§ Short exercise: Each line that holds the word "styles" counts once; give the total number of such lines and nothing else.
-- BEGIN Given data --
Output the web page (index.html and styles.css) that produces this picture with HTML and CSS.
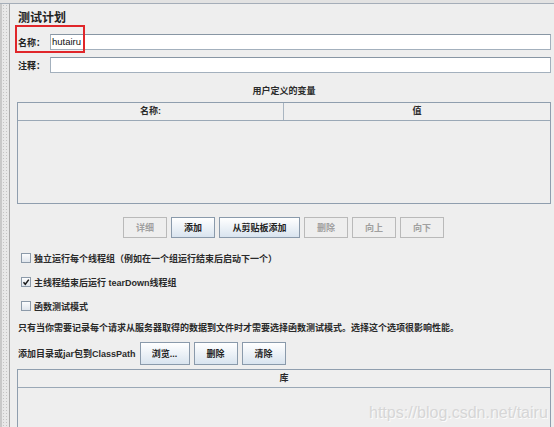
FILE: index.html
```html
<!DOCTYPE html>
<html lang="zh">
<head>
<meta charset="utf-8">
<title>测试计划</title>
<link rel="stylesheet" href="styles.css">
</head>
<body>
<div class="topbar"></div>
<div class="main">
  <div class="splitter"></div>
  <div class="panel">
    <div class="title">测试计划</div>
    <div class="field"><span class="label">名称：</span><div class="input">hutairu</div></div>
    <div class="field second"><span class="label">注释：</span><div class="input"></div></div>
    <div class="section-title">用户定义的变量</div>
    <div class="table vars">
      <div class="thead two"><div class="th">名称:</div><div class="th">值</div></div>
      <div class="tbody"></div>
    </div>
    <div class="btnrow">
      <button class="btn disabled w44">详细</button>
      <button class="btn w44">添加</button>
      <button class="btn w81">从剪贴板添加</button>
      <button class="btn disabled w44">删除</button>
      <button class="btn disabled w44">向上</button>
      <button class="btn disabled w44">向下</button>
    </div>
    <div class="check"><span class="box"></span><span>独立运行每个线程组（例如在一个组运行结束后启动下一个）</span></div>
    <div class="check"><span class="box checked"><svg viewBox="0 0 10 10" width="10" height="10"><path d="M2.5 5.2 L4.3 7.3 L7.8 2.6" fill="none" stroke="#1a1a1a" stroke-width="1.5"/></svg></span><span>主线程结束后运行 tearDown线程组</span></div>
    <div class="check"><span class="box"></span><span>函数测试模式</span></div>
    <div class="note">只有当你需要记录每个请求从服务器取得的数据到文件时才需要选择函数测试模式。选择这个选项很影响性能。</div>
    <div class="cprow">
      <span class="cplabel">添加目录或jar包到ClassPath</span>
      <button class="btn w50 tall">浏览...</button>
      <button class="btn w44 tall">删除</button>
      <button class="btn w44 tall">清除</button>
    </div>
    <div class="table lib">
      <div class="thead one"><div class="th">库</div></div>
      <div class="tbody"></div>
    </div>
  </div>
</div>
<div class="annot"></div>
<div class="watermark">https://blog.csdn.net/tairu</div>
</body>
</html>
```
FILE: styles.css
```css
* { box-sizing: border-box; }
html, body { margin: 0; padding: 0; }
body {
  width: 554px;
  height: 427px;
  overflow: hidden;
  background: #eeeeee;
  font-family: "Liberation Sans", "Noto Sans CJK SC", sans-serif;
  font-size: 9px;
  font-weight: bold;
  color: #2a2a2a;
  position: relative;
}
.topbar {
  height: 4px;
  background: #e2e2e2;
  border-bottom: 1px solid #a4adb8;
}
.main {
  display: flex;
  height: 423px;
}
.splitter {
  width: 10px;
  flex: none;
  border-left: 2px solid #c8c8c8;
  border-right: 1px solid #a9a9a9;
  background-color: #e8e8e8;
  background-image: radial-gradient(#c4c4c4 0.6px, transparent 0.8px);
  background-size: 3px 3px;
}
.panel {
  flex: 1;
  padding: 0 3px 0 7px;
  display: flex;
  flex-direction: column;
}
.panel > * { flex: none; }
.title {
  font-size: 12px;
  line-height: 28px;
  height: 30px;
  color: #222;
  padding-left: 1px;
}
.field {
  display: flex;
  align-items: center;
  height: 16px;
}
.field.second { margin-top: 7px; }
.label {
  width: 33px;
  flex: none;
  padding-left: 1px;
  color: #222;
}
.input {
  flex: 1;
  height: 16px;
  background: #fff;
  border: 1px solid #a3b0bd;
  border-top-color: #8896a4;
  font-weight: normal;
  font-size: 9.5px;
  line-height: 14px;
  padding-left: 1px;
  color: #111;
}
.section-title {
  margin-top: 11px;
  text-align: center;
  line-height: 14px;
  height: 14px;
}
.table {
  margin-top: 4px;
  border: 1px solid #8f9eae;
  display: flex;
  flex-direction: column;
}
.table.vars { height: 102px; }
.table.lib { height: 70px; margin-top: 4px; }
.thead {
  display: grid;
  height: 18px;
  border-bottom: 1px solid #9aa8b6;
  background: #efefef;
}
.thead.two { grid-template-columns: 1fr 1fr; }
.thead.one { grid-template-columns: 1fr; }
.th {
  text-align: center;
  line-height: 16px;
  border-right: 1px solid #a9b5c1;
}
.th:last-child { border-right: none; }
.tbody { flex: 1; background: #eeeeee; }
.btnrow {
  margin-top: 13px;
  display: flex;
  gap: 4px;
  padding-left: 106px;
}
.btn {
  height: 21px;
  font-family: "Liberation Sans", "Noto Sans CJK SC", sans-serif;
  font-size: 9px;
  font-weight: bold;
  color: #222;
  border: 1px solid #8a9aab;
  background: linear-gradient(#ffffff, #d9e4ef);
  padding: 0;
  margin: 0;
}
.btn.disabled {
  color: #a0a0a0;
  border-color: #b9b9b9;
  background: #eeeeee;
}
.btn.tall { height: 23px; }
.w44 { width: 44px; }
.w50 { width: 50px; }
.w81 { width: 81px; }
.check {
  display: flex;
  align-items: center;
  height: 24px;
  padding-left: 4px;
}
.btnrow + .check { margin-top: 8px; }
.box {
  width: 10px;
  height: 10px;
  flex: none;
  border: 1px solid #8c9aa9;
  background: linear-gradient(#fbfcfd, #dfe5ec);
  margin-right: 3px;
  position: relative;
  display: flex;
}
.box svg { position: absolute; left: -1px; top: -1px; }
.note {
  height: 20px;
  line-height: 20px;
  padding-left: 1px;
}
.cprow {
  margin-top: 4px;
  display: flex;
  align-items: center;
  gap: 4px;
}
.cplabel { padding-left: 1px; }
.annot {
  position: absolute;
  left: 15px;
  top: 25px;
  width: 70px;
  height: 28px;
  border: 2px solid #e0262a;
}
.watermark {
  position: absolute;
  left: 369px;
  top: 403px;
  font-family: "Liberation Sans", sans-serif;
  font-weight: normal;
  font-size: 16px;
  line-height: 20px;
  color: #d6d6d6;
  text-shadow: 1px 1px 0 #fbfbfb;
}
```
-- END Given data --
-- BEGIN Given data --
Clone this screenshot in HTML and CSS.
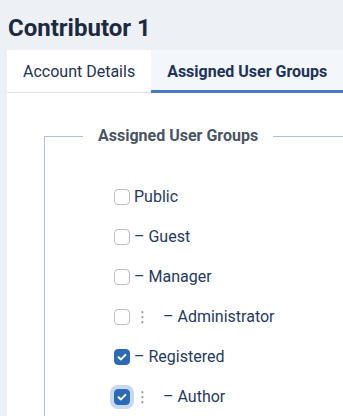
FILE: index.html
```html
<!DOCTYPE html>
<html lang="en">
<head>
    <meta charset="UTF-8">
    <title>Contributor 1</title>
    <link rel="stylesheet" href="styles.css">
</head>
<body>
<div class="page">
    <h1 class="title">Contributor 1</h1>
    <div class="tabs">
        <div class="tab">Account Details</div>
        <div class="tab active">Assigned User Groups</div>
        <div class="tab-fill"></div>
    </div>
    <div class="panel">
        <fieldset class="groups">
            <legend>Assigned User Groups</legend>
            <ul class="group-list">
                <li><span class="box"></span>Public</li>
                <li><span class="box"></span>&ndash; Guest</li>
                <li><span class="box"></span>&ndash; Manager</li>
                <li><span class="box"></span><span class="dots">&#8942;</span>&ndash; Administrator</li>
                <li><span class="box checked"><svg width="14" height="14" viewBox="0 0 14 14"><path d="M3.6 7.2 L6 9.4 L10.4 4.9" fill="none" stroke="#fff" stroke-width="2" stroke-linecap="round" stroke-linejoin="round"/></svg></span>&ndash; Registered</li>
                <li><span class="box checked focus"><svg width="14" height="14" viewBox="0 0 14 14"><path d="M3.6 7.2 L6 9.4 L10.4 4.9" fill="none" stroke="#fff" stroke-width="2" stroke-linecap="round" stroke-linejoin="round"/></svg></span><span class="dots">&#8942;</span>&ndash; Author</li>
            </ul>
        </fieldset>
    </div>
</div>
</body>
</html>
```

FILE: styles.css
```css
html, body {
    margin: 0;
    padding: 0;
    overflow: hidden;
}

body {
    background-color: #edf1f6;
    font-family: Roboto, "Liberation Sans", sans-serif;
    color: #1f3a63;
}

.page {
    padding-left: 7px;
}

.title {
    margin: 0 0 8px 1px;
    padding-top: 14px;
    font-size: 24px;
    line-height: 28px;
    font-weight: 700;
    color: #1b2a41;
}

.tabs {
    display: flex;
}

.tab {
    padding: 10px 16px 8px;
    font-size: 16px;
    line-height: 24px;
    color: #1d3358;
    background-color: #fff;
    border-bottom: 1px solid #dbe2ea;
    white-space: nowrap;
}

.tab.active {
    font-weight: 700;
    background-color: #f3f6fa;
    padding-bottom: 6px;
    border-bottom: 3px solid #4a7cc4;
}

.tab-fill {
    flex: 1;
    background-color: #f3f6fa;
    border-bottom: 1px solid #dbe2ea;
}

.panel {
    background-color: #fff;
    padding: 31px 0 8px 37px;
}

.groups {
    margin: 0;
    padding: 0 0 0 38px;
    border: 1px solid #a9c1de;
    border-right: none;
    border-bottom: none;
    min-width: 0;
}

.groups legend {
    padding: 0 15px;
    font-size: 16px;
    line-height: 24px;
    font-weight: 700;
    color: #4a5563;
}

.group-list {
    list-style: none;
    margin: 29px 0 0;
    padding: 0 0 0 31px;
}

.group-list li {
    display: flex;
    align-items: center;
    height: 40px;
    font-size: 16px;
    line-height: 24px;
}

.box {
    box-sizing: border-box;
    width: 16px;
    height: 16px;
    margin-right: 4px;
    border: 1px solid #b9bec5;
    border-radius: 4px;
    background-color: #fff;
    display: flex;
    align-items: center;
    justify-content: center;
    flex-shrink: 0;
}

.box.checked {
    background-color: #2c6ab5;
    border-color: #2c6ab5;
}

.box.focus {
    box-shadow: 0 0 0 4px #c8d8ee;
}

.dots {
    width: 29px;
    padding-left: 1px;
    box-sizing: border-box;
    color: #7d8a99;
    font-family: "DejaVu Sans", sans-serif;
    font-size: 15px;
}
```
-- END Given data --
-- BEGIN Given data --
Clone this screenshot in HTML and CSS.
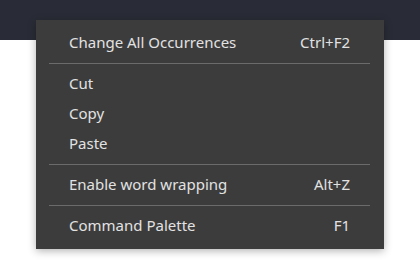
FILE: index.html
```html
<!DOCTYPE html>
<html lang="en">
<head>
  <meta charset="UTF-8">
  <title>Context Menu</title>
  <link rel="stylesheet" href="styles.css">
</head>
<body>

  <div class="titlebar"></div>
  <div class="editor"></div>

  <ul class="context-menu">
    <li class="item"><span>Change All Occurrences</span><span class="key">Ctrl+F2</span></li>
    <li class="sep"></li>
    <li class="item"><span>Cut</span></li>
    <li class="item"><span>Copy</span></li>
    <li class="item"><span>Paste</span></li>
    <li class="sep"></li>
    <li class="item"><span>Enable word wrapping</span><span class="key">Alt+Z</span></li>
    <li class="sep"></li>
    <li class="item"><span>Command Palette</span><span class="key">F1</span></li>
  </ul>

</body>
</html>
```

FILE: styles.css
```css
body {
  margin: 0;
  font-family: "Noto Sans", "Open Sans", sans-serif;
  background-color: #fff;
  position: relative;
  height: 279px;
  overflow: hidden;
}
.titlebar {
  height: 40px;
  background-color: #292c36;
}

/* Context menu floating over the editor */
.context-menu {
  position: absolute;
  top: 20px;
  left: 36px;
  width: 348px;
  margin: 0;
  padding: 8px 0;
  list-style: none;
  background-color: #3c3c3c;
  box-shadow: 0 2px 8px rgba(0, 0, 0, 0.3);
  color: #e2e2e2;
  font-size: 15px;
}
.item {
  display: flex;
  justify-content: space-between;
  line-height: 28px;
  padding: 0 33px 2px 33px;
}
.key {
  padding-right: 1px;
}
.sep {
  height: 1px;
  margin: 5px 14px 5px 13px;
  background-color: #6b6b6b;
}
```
-- END Given data --
§ Task solution: 7